Trying different things has taught me that everything is interconnected. For example, starting a sports academy that doesn’t take off can be the foundation of taking you to a place where you meet like-minded people and end up on a totally different business path. This is a true story – it’s how I ended up starting Enda.

There is no wasted opportunity. Everything is interconnected. Your job is to connect the dots.

Jazeera Suwani: Founder, Say it with Chocolate

Say it with Chocolate is not my first business. I have failed too many times to count. But I do not call them failures. I call them learning experiences.

Plus, I cannot really say that I failed, but I was not passionate about what I was doing, because nothing can fail passion. I take these learning experiences as opportunities to do something else – and do it even better.

I get up by remembering my entrepreneurial background. My father was a businessman. He taught me that I should keep trying and never quit till I make it. If one way doesn’t work, then I go to the next plan. He taught me that failure is never an option.

When I encounter a learning experience, I reach out to my mentors. Because one is emotionally invested in their business and can have tunnel vision, it’s advisable to reach out to someone who’s on the outside looking in. Someone who will help you to navigate such experiences and tell you how to go about it in a different way.

Sometimes, after I’ve had a hellish learning experience, I swear, “This is it … I am not going to do this again”. But I am a go-getter. No matter what, I use my grit and guts to get out of this mindset.

I do not let learning experiences get me down. I do not take them personally; it’s just business. I come up with two or three different solutions so that, if one doesn’t work, I go to the next solution.

I am emotional, but I have learnt to respond to learning experiences instead of reacting to them. I have also taught myself to calm down when something comes up, and not act immediately.

If there is a problem, I take time to think about it. I ask myself if it’s really a problem or if I’m creating a problem. Some problems are created in our minds. I’m learning to be more practical and less emotional.

June Syowia: CEO, Beiless Group

Initially, I wanted to do mobile advertising on public service vehicles. In 2015, I took one month to research. There was only one company that was doing this, and the niche factor was a thrill.

Long story short? We sent 51 unanswered emails, made countless cold calls and pitches but nothing happened. Two clients and three months later, I had to admit to myself that I couldn’t hack it.

I get up after failure by working hard. I fail my way to the top. Does that make sense? I flip the failure script to my benefit by learning from it. I celebrate small wins because beating yourself up every time you fail can result in stalling.

Besides, I have a great support system and mentors who always come through when it’s one of those days.

When I failed when I was 19 years old, I remember saying, “I’m too young for this kind of stress. I can’t do this anymore.”

I went into a slump. Then I heard this podcast which asked why I do what I do. Was I in it for quick wins or was it to solve a problem that I was passionate about? That was it. I went back to the core of my purpose and realised that no matter how hard it was, passion is what drove me.

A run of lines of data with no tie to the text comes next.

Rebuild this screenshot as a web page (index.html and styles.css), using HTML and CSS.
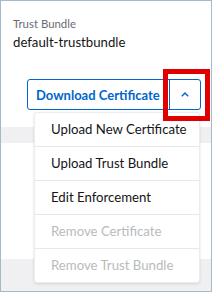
FILE: index.html
```html
<!DOCTYPE html>
<html>
<head>
<meta charset="utf-8">
<link rel="stylesheet" href="styles.css">
</head>
<body>
<div class="frame">
  <section class="card card-top">
    <div class="field">
      <div class="label">Trust Bundle</div>
      <div class="value">default-trustbundle</div>
    </div>
    <div class="actions">
      <div class="split">
        <button class="split-main">Download Certificate</button>
        <button class="split-toggle" aria-label="More actions">
          <svg width="8" height="5" viewBox="0 0 8 5"><polyline points="0.8,4.2 4,1 7.2,4.2" fill="none" stroke="#0066cc" stroke-width="1.4"/></svg>
        </button>
      </div>
    </div>
  </section>
  <section class="card card-bottom"></section>

  <ul class="menu">
    <li class="item">Upload New Certificate</li>
    <li class="item">Upload Trust Bundle</li>
    <li class="item">Edit Enforcement</li>
    <li class="item disabled">Remove Certificate</li>
    <li class="item disabled">Remove Trust Bundle</li>
  </ul>
  <div class="highlight"></div>
</div>
</body>
</html>
```

FILE: styles.css
```css
* { box-sizing: border-box; }
html, body { margin: 0; padding: 0; }
body {
  font-family: "Lato", "Liberation Sans", sans-serif;
  width: 212px;
  height: 292px;
  overflow: hidden;
}
.frame {
  position: relative;
  width: 212px;
  height: 292px;
  border: 1px solid #a3bac7;
  background: #f0f0f2;
}
.card {
  background: #ffffff;
}
.card-top {
  height: 126px;
  padding: 15px 10px 0 12px;
}
.card-bottom {
  height: 116px;
  margin-top: 16px;
}
.label {
  font-size: 11.4px;
  line-height: 16px;
  color: #6a6e73;
}
.value {
  font-size: 13.2px;
  line-height: 20px;
  color: #151515;
  margin-top: 0;
}
.actions {
  display: flex;
  justify-content: flex-end;
  margin-top: 27px;
}
.split {
  display: flex;
  height: 31px;
  border: 1px solid #0066cc;
  border-radius: 3px;
}
.split button {
  font-family: inherit;
  background: transparent;
  border: 0;
  margin: 0;
  color: #0066cc;
  cursor: pointer;
}
.split-main {
  width: 142px;
  padding: 0 0 0 8px;
  text-align: left;
  white-space: nowrap;
  font-size: 13px;
  font-weight: 700;
  border-right: 1px solid #0066cc !important;
}
.split-toggle {
  width: 30px;
  padding: 0;
  display: flex;
  align-items: center;
  justify-content: center;
}
.menu {
  position: absolute;
  left: 33px;
  top: 111px;
  width: 166px;
  margin: 0;
  padding: 0;
  list-style: none;
  background: #ffffff;
  border: 1px solid #ececec;
  border-radius: 3px;
  box-shadow: 0 1px 3px rgba(0,0,0,0.12);
}
.item {
  height: 34px;
  line-height: 33px;
  padding-left: 16px;
  font-size: 13.2px;
  color: #151515;
  border-bottom: 1px solid #e8e8e8;
}
.item:last-child { border-bottom: 0; height: 33px; }
.item.disabled { color: #b8bbbe; }
.highlight {
  position: absolute;
  left: 162px;
  top: 68px;
  width: 47px;
  height: 52px;
  border: 5px solid #e10000;
}
```
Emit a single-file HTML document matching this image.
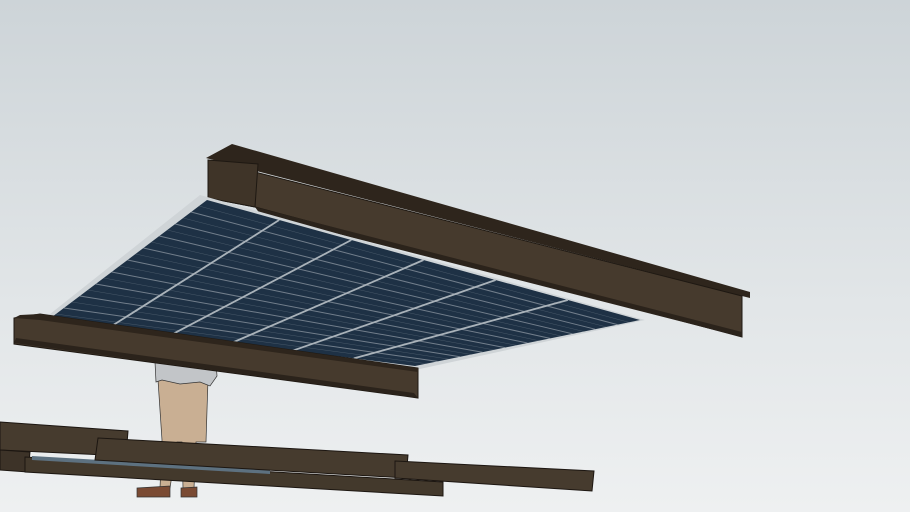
<!DOCTYPE html>
<html><head><meta charset="utf-8"><style>
html,body{margin:0;padding:0;width:910px;height:512px;overflow:hidden}
body{background:linear-gradient(#cdd4d8,#e2e6e8 60%,#eef0f1)}
svg{position:absolute;left:0;top:0}
</style></head><body>
<svg width="910" height="512" viewBox="0 0 910 512" xmlns="http://www.w3.org/2000/svg">
<g id="person" stroke="#333" stroke-width="0.7">
 <path d="M158,380 L208,380 L207,410 L206,442 L196,442 L194,488 L183,488 L182,442 L177,442 L170,488 L160,488 L162,440 Z" fill="#c9af93"/>
 <path d="M155,362 L216,362 L217,376 L210,386 L200,382 L180,384 L162,380 L156,382 Z" fill="#c2c5c8"/>
 <path d="M137,488 L170,486 L170,497 L137,497 Z" fill="#7a4a33"/>
 <path d="M181,488 L197,487 L197,497 L181,497 Z" fill="#7a4a33"/>
</g>
<g id="lower" stroke="#1c1611" stroke-width="1">
 <polygon points="0,422 128,431 126,456 0,450" fill="#463b2e"/>
 <polygon points="0,450 30,452 28,472 0,470" fill="#3d3328"/>
 <polygon points="25,457 443,482 443,496 25,472" fill="#43392c"/>
 <polygon points="32,456 270,470 270,474 32,460" fill="#5d7180" stroke="none"/>
 <polygon points="98,438 408,455 406,478 95,460" fill="#463b2e"/>
 <polygon points="395,461 594,471 592,491 395,478" fill="#463b2e"/>
</g>
<polygon points="206,158 232,144 750,292 750,298 742,296" fill="#2e251c"/>
<polygon points="208,160 742,296 742,337 255,207 208,198" fill="#463a2d" stroke="#1e1812" stroke-width="1"/>
<polygon points="208,160 258,164 255,207 208,198" fill="#3f3428" stroke="#1e1812" stroke-width="1"/>
<polygon points="255,207 742,332 742,337 260,214" fill="#2b231b"/>
<polygon points="200,195 645,320 415,370 40,322" fill="#cfd4d7"/>
<polygon points="207,200 640,320 415,366 48,320" fill="#1e3145"/>
<g id="grid" stroke="#aab3ba"></g>
<polygon points="14,318 40,314 418,368 418,398 404,396 14,344" fill="#463a2d" stroke="#1e1812" stroke-width="1"/>
<polygon points="14,343 404,396 418,398 414,393 16,338" fill="#2b231b"/>
<polygon points="14,318 20,315 40,314 418,368 418,372 40,320" fill="#2e251c"/>
</svg>
<script>
var TL=[207,200],TR=[640,320],BR=[415,366],BL=[48,320];
function P(u,v){return[TL[0]*(1-u)*(1-v)+TR[0]*u*(1-v)+BR[0]*u*v+BL[0]*(1-u)*v,TL[1]*(1-u)*(1-v)+TR[1]*u*(1-v)+BR[1]*u*v+BL[1]*(1-u)*v];}
var g=document.getElementById('grid'),s='';
for(var i=1;i<6;i++){var u=i/6,a=P(u,0),b=P(u,1);s+='<line x1="'+a[0]+'" y1="'+a[1]+'" x2="'+b[0]+'" y2="'+b[1]+'" stroke-width="1.8"/>';}
for(var j=1;j<20;j++){var v=j/20,a=P(0,v),b=P(1,v);s+='<line x1="'+a[0]+'" y1="'+a[1]+'" x2="'+b[0]+'" y2="'+b[1]+'" stroke-width="'+(j%2?0.5:1)+'" stroke-opacity="'+(j%2?0.3:0.6)+'"/>';}
g.innerHTML=s;
</script>
</body></html>
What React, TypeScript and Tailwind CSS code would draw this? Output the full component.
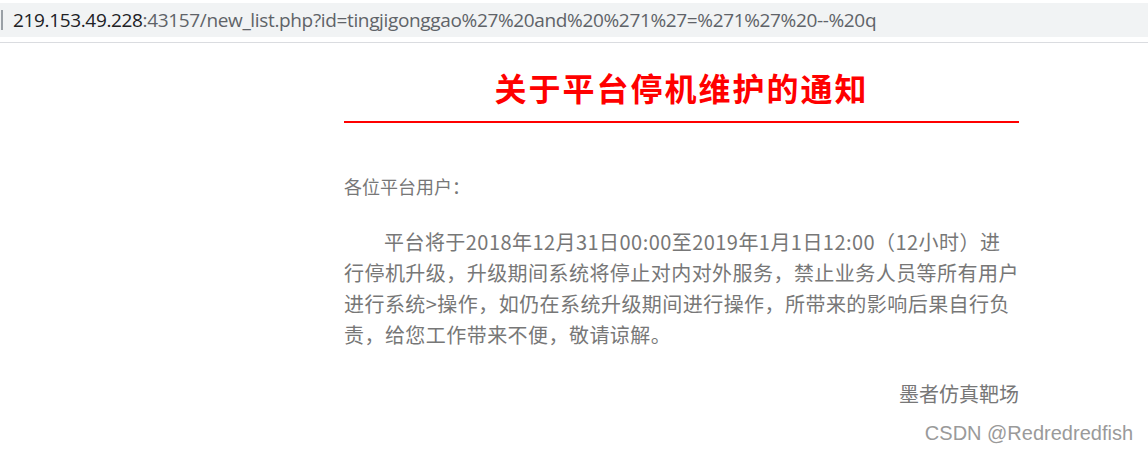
export default function App() {
  const cjk = { fontFamily: '"Noto Sans CJK SC", "Noto Sans", sans-serif' };

  return (
    <div className="relative w-[1148px] h-[452px] bg-white overflow-hidden">
      {/* address bar */}
      <div className="mt-[3px] h-[34px] bg-[#f1f3f4] flex items-center">
        <div className="w-[2px] h-[20px] bg-[#9aa0a6] ml-[1px]" />
        <div
          className="ml-[10px] text-[19px] tracking-[-0.35px] whitespace-nowrap"
          style={{ fontFamily: '"Open Sans", "Noto Sans", sans-serif' }}
        >
          <span className="text-[#202124]">219.153.49.228</span>
          <span className="text-[#5f6368]">:43157/new_list.php?id=tingjigonggao%27%20and%20%271%27=%271%27%20--%20q</span>
        </div>
      </div>
      <div className="mt-[5px] h-px bg-[#dadce0]" />

      {/* notice */}
      <div className="ml-[344px] w-[675px]" style={cjk}>
        <div className="mt-[24px] pb-[14px] border-b-2 border-[#ff0000]">
          <h1 className="text-center text-[32px] leading-[40px] font-bold text-[#ff0000] tracking-[2px]">
            关于平台停机维护的通知
          </h1>
        </div>

        <p className="mt-[49px] text-[18px] leading-[28px] text-[#777777]">各位平台用户：</p>

        <p className="mt-[26px] text-[20px] leading-[31px] text-[#777777] indent-[40px] tracking-[0.45px]">
          平台将于2018年12月31日00:00至2019年1月1日12:00（12小时）进行停机升级，升级期间系统将停止对内对外服务，禁止业务人员等所有用户进行系统&gt;操作，如仍在系统升级期间进行操作，所带来的影响后果自行负责，给您工作带来不便，敬请谅解。
        </p>

        <p className="mt-[28px] text-right text-[20px] leading-[31px] text-[#777777]">墨者仿真靶场</p>
      </div>

      {/* watermark */}
      <div
        className="absolute right-[15px] bottom-[4px] text-[20px] text-[#9a9a9a] [text-shadow:1px_1px_1px_#ffffff]"
        style={{ fontFamily: '"Liberation Sans", Arial, sans-serif' }}
      >
        CSDN @Redredredfish
      </div>
    </div>
  );
}
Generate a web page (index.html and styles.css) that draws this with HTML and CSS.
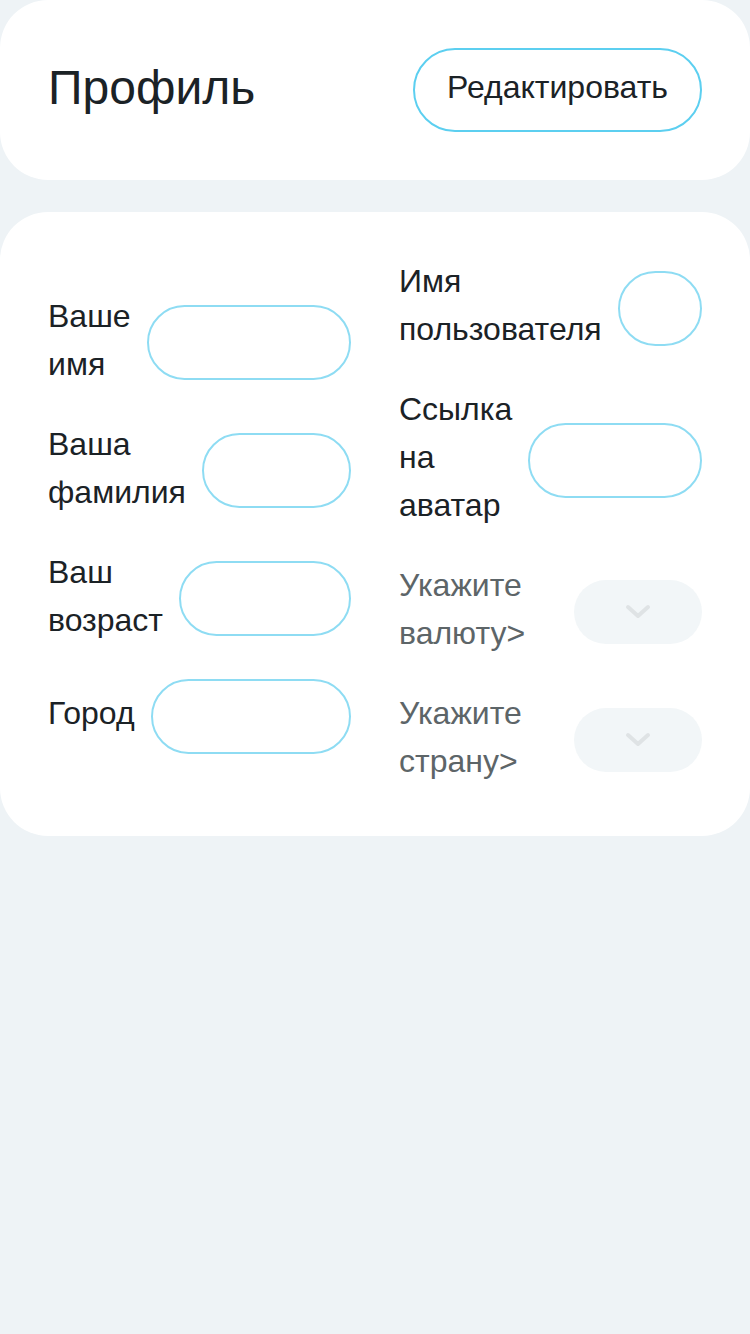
FILE: index.html
```html
<!DOCTYPE html>
<html lang="ru">
<head>
<meta charset="utf-8">
<title>Профиль</title>
<link rel="stylesheet" href="styles.css">
</head>
<body>
  <header class="card head">
    <h1 class="title">Профиль</h1>
    <button class="edit-btn" type="button">Редактировать</button>
  </header>

  <section class="card form">
    <div class="col">
      <div class="row"><label class="lbl">Ваше имя</label><span class="field"></span></div>
      <div class="row"><label class="lbl">Ваша фамилия</label><span class="field"></span></div>
      <div class="row"><label class="lbl">Ваш возраст</label><span class="field"></span></div>
      <div class="row"><label class="lbl">Город</label><span class="field"></span></div>
    </div>
    <div class="col">
      <div class="row"><label class="lbl">Имя пользователя</label><span class="field"></span></div>
      <div class="row"><label class="lbl">Ссылка на аватар</label><span class="field"></span></div>
      <div class="row spread"><label class="lbl muted">Укажите валюту&gt;</label>
        <span class="select"><svg width="28" height="16" viewBox="0 0 28 16"><polyline points="4,3 14,12 24,3" fill="none" stroke="#dfe3e5" stroke-width="4" stroke-linecap="round" stroke-linejoin="round"/></svg></span>
      </div>
      <div class="row spread"><label class="lbl muted">Укажите страну&gt;</label>
        <span class="select"><svg width="28" height="16" viewBox="0 0 28 16"><polyline points="4,3 14,12 24,3" fill="none" stroke="#dfe3e5" stroke-width="4" stroke-linecap="round" stroke-linejoin="round"/></svg></span>
      </div>
    </div>
  </section>
</body>
</html>
```

FILE: styles.css
```css
* { box-sizing: border-box; }
html, body { margin: 0; padding: 0; }
body {
  background: #eef3f6;
  font-family: "Liberation Sans", Arial, sans-serif;
  color: #1b2226;
  width: 750px;
  min-height: 1334px;
}
.card {
  background: #ffffff;
  border-radius: 48px;
}
.head {
  height: 180px;
  padding: 0 48px;
  display: flex;
  align-items: center;
  justify-content: space-between;
  margin-bottom: 32px;
}
.title {
  margin: -2px 0 2px;
  font-size: 48px;
  font-weight: 400;
  line-height: 1;
}
.edit-btn {
  font-family: "Liberation Sans", Arial, sans-serif;
  font-size: 32px;
  color: #1b2226;
  background: #fff;
  border: 2px solid #5ccff0;
  border-radius: 999px;
  width: 289px;
  height: 84px;
  padding: 0 0 6px;
}
.form {
  padding: 48px;
  display: flex;
  align-items: center;
  gap: 48px;
}
.col {
  flex: 1 1 0;
  display: flex;
  flex-direction: column;
  gap: 32px;
}
.row {
  display: flex;
  align-items: center;
  gap: 16px;
}
.lbl {
  width: min-content;
  flex: none;
  font-size: 32px;
  line-height: 48px;
  margin: -3px 0 3px;
}
.muted { color: #5d6568; }
.field {
  flex: 1 1 auto;
  height: 75px;
  border: 2px solid #8edcf3;
  border-radius: 999px;
}
.spread { justify-content: space-between; }
.select {
  width: 128px;
  height: 64px;
  border-radius: 999px;
  background: #f2f6f8;
  display: flex;
  align-items: center;
  justify-content: center;
}
```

I harness failure and turn it into success by always reminding myself of my ‘why’. When my first business failed, I knew what I wanted to do: grow companies from one level to the next through innovation. I also wanted to be in a sector where I was not limited.

I attended a Google digital marketing master class, I rebranded and started what is today Beiless Group Ltd, a lead generation digital agency that has worked with 53 different brands.

What failure has taught me about problem-solving skills is that I have to be strategic and analytical when solving problems. Never let emotions get in the way. Be flexible when dealing with issues and exhaust all options until you get a solution.

Martin Nielsen: co-founder and CEO, Mdundo

In business, ‘failure’ is a hyped concept. I’m actually not a big fan of it. If you are truly passionate about your area of business, without any greed, and you treat your employees, partners and other stakeholders with respect, you will succeed.

Failure is not an option if you believe in the dream, have the right people with you and give them what they deserve. When I face challenges, I go to my team and the Mdundo board of directors. The team gives me a good perspective from the outside.

I’ve become very good at looking at opportunities ahead instead of the challenges behind. It’s my job to have ideas, plans and a ‘way forward’.

If the original plan doesn’t work, we just have to change it and make a new plan. I rarely think too much about something that didn’t work. I think more about our remaining options.

I harness failure and turn it into a success by going back to the drawing board. If the product we’re offering doesn’t sell, then we need to change something about it until it does. It’s not a failure. It’s learning and recalibrating.

When we started Mdundo, we were selling songs through M-Pesa. It’s a misunderstanding that people don’t want to pay for music. However, they don’t want to pay for one song because they don’t listen to one song. That’s why we implemented a fixed fee, which allows users to download everything they like.

If you feel like you are failing, then you’re not solving the problem. Problem-solving is much more about the options you have looking forward, and not about your failures looking backwards.

I think many CEOs focus too much on the challenges and the aspects of their business that are not working and too little on their options looking forward.

You always have a choice. You always have options. And only by considering the options you have, influenced by the history of the business, will you find a solution.